One interesting item published by Chipworks indicates that Hitachi is paying over 5% royalties on DDR SDRAM to Rambus. This is about double what most have assumed, and could increase the cost of DDR a significant amount if their claims for the technology are validated in court.


The introduction of the P4 processor has given a small boost to DRDRAM sales, however most within the industry seem to consider this insignificant. Based upon the feedback I have heard, this particular memory will mostly occupy a small niche in the PC market, but may have a much greater role in game consoles and communication devices.

Pending litigation against memory and controller manufacturers is causing a great deal of animosity against Rambus, Inc., even from other IP houses.
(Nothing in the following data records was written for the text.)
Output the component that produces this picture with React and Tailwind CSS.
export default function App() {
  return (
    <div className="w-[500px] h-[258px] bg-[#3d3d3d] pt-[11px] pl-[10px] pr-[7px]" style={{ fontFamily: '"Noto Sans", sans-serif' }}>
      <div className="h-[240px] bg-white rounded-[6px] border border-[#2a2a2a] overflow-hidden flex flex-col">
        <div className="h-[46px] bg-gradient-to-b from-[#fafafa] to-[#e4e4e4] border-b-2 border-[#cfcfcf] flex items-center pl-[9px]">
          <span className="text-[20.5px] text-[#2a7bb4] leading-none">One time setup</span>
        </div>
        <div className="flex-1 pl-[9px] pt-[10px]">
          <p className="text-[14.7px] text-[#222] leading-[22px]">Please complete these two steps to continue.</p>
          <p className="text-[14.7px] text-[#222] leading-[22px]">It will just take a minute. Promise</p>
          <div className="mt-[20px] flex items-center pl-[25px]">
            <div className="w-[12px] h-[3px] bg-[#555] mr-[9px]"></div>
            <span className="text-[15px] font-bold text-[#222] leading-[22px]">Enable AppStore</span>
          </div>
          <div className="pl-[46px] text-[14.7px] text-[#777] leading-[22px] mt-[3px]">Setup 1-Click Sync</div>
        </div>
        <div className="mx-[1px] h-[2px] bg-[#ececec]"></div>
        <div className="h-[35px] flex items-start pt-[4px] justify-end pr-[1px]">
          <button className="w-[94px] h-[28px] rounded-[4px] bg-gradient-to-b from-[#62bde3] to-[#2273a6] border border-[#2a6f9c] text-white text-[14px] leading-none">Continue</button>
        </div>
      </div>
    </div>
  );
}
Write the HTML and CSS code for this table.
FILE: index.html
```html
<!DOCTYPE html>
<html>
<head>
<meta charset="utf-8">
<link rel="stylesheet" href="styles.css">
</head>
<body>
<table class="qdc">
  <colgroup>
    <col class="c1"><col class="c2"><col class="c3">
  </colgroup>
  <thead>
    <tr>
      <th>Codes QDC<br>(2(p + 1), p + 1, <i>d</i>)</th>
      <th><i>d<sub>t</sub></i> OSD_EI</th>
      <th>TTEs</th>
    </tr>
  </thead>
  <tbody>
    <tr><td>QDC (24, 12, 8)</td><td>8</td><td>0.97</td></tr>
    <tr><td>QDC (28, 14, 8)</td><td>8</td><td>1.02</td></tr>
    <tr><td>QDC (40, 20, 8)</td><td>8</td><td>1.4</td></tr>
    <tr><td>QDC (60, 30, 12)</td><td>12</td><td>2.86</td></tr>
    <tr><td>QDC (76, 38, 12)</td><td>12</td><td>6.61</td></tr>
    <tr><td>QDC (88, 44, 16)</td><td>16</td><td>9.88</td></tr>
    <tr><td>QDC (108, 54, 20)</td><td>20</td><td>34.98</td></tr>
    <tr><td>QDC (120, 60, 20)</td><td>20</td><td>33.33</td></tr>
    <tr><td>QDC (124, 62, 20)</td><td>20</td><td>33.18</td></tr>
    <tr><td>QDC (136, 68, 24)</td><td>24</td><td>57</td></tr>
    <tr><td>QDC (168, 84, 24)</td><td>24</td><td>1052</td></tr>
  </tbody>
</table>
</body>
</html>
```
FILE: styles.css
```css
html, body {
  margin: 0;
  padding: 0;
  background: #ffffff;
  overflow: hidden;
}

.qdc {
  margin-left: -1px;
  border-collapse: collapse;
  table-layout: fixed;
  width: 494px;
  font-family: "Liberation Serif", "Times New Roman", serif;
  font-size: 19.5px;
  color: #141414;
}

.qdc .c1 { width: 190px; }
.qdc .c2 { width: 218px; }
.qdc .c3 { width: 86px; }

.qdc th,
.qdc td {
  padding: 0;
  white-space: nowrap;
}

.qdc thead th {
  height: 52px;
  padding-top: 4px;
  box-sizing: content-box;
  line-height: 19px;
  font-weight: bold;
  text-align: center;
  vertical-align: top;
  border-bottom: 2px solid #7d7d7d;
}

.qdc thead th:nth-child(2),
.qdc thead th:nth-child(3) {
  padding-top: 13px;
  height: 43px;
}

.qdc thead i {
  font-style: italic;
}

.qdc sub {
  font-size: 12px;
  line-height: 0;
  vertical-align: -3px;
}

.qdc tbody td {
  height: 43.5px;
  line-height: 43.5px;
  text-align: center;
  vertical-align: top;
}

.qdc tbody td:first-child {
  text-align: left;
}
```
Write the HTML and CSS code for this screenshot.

Since Rambus makes virtually no products, it is very difficult for manufacturers to negotiate reasonable license fees, as seems to be indicated by the numbers referenced above for DDR royalties. Of course, Rambus does not seem to care whether anyone likes them or not, as long as the checks come in on time.


SDRAM continues to be the predominant memory technology used on PCs, though this should change very quickly once DDR systems and components become readily available. Due to weak demand for PCs in the past several months, chip prices have dropped to their lowest levels ever. At these prices, it should not take long before some of the smaller manufacturers begin to move to higher margin products, and perhaps some of the larger players that have been operating under a large debt, such as Hyundai. I do not believe that anyone is able to eke out a profit at these levels.